Trombette telescopiche della BMW S 1000 RR
Trombette telescopiche della BMW S 1000 RR

 
Nei motori che raggiungono regimi di rotazione molto elevati, il tempo che l’onda di pressione ha a disposizione per raggiungere l’estremità del condotto (cioè la trombetta), essere riflessa e arrivare quindi alla valvola, è molto ridotto. Per ottenere i migliori risultati occorre quindi un condotto corto. Per avere invece il miglior riempimento dei cilindri ai regimi medi, il condotto deve avere una lunghezza maggiore. Tra il momento di apertura e quello di chiusura della valvola passa infatti più tempo; dato che la velocità di propagazione dell’onda è la stessa, per farla arrivare in corrispondenza della valvola al momento giusto bisogna farle compiere un percorso più lungo.

A questo punto è chiaro il vantaggio che si può ottenere variando la lunghezza del condotto. Senza perdere nulla in fatto di potenza massima (condotto corto = miglior riempimento del cilindro alle alte velocità di rotazione), si può infatti avere un miglior tiro in un campo di regimi più ampio (condotto lungo = miglior riempimento alle medie velocità di rotazione).

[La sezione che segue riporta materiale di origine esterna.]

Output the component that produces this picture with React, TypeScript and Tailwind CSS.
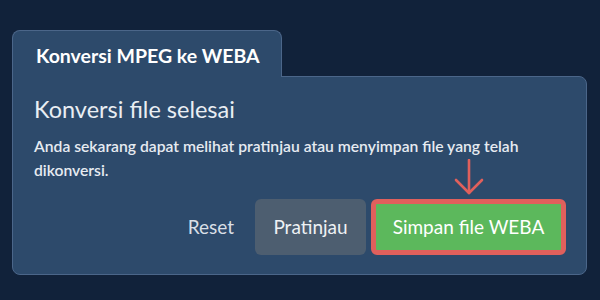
import React from 'react';

const font = { fontFamily: 'Lato, "Noto Sans", sans-serif' };

function DownArrow() {
  return (
    <svg
      className="absolute left-1/2 -translate-x-1/2 bottom-[calc(100%+4px)]"
      width="30"
      height="36"
      viewBox="0 0 30 36"
      fill="none"
      stroke="#e0605c"
      strokeWidth="2.6"
      strokeLinecap="round"
      strokeLinejoin="round"
    >
      <path d="M15 1 L15 34" />
      <path d="M2 21 L15 34 L28 21" />
    </svg>
  );
}

export default function App() {
  return (
    <div className="w-[600px] h-[300px] bg-[#11223a] pt-[30px] pl-[12px] pr-[13px]" style={font}>
      <div className="flex">
        <div className="relative z-10 -mb-px w-[270px] h-[47px] rounded-t-lg border border-b-0 border-[#4b6689] bg-[#2d4a6b] pl-[23px] pt-[11px] text-[19.5px] leading-[28px] font-bold text-white">
          Konversi MPEG ke WEBA
        </div>
      </div>
      <div className="rounded-b-lg rounded-tr-lg border border-[#4b6689] bg-[#2d4a6b] pl-[21px] pr-[20px] pt-[16px] pb-[19px]">
        <h2 className="text-[23.5px] leading-[32px] text-[#e9eef3]">Konversi file selesai</h2>
        <p className="mt-[9px] text-[15.7px] leading-[24px] font-semibold text-[#e6ebf1]">
          Anda sekarang dapat melihat pratinjau atau menyimpan file yang telah dikonversi.
        </p>
        <div className="mt-[17px] flex items-center justify-end">
          <button className="mr-[21px] text-[19px] text-[#d9dfe6]">Reset</button>
          <button className="h-[56px] w-[111px] rounded-md bg-[#4d5e70] text-[19px] text-[#eef1f4]">
            Pratinjau
          </button>
          <div className="relative ml-[5px]">
            <DownArrow />
            <button className="h-[56px] w-[195px] rounded-md border-[5px] border-[#e0605c] bg-[#5cb85c] text-[19px] text-white">
              Simpan file WEBA
            </button>
          </div>
        </div>
      </div>
    </div>
  );
}
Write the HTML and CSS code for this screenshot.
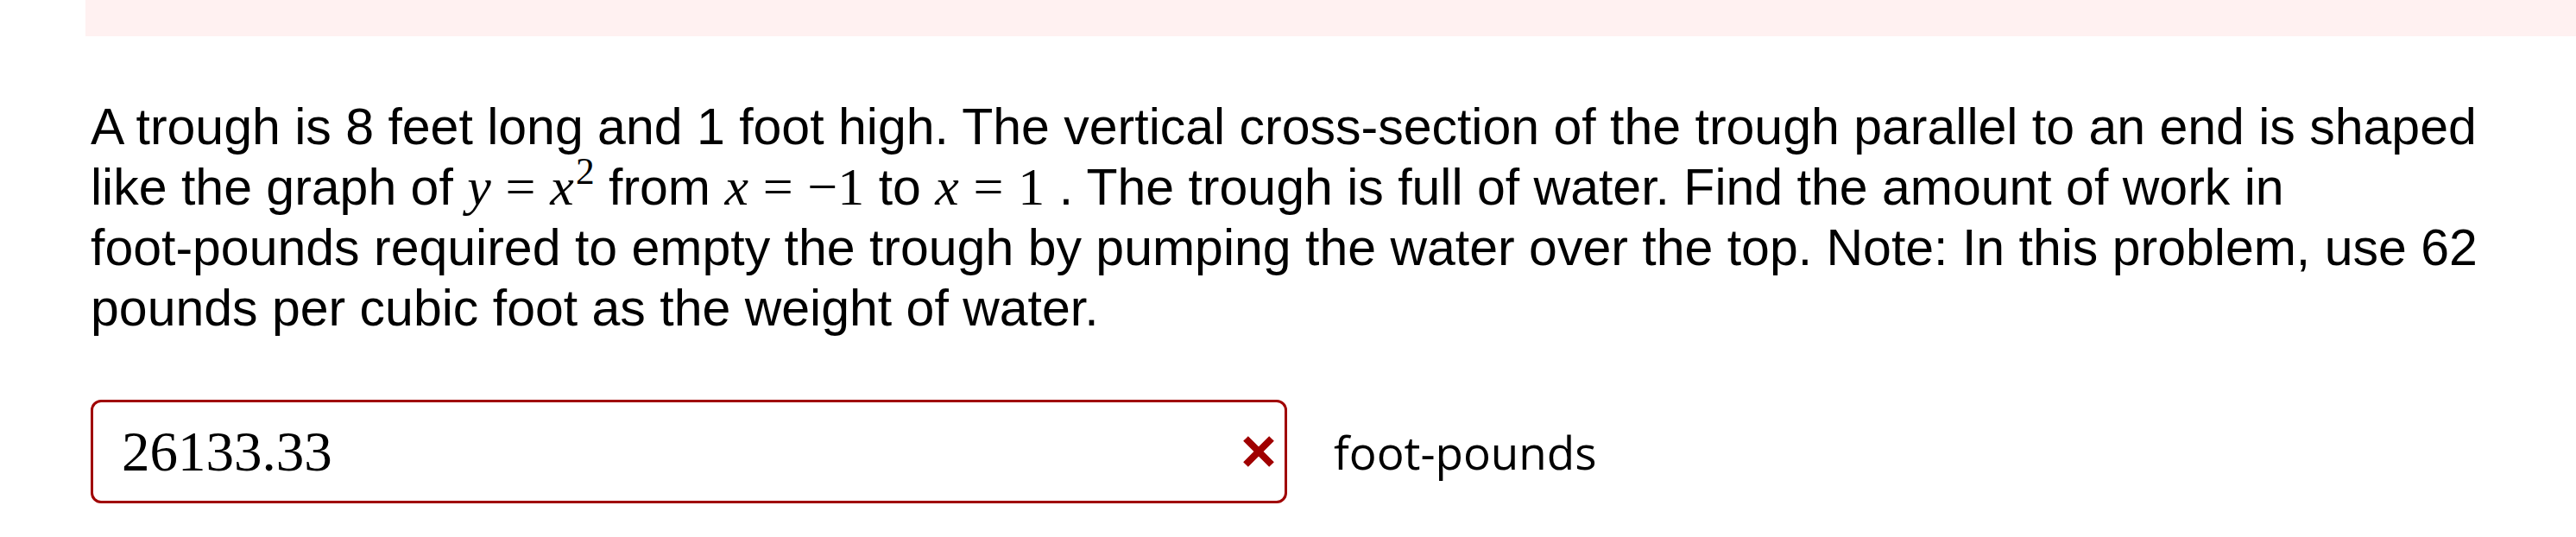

Oggi varie moto di alte prestazioni impiegano sistemi di aspirazione con trombette telescopiche, e tutto lascia pensare che il loro numero aumenterà in futuro. Per quanto riguarda la produzione di serie, assai significativa è l’adozione di questa soluzione tecnica da parte di modelli come le Yamaha R1 e R6, la BMW S 1000 RR e la MV Agusta F4.